Social consciousness was always a crucial component of vérité , reaching its heights in the work of Frederick Wiseman (Titicut Follies, 1967), Albert and David Maysles (Salesman, 1968), and Allan King (Warrendale, 1967). Typical of the trouble often faced by vérité works in cultures that were queasy about too much reality, two of the three films just mentioned were banned: Titicut Follies by the state of Massachusetts, which refused to acknowledge the terrors of its treatment of the incarcerated mentally ill; and Warrendale, set in a school for disturbed children, by the Canadian government for much the same reasons. Too, as the work of Oscar-winning director Barbara Kopple shows, vérité filmmaking can be literally life-threatening. Kopple explains how she was witness to a brutal murder in her classic Harlan County U.S.A., and could have been killed herself for exposing corruption during a coal-miner’s strike in Kentucky.

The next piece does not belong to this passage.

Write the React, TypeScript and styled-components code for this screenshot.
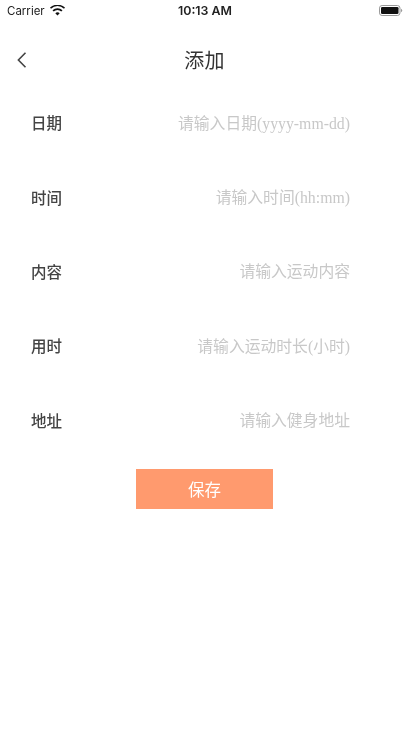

Some of the films from this movement became notorious as exposés not of institutional immorality or human rights violations but of personalities of the day. Such was the case with Don Pennebaker’s Don’t Look Back (1967), perhaps the definitive early portrait of a contentious, arrogant, but always intriguing Bob Dylan. As with many of the important works discussed in the film, this one is excerpted at length. While Albert Maysles extolled “the drama of ordinary people in daily life” as vérité ‘s major subject – and the evidence in Defining the Moment tends to support this – there were other famous people besides Dylan who were given the vérité treatment, as in Bob Drew’s Primary, a chronicle of JFK’s 1960 presidential campaign. This widely-seen film helped establish both the legend of the man and the warts-and-all approach that would become a staple of future news portrayals of the famous and the infamous.

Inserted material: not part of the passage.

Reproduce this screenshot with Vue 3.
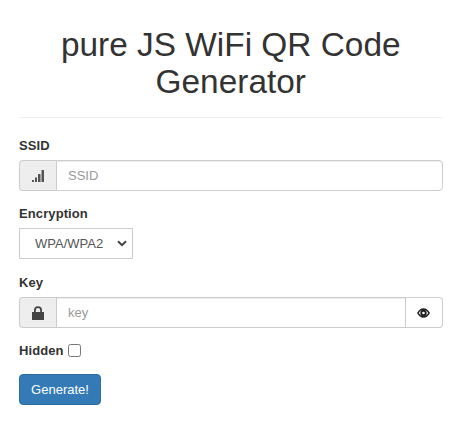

Defining the Moment is a lively history of a genre that deserves wider exposure and is in fact getting it thanks to cable TV’s Independent Film Network and the Sundance Channel, the latter being a particularly welcoming venue for works by Maysles, Wiseman, Pennebaker, et al. On the down side, there are a few omissions here that are surprising. Perhaps it’s because the film was backed by Canada’s NFB that much of the focus is on the (admittedly substantial) Canadian achievement. But it would have benefited from at least mentioning the seminal agitprop work of Emile de Antonio in the U.S.; the groundbreaking PBS series about the Louds, An American Family (1973); and Morris Engel’s technical innovations for Little Fugitive (1954) that helped him pioneer a new mix of documentary and drama. Still, the film is more comprehensive than seems possible in its 102-minute running time. And while some viewers may carp with its inclusion of television news shows alongside classics like Rouch’s Chronicle of a Summer (1961) or Maysles’s Salesman, there’s much to cheer in this consistently engaging, often brilliant summary of one of the important artistic movements of the century.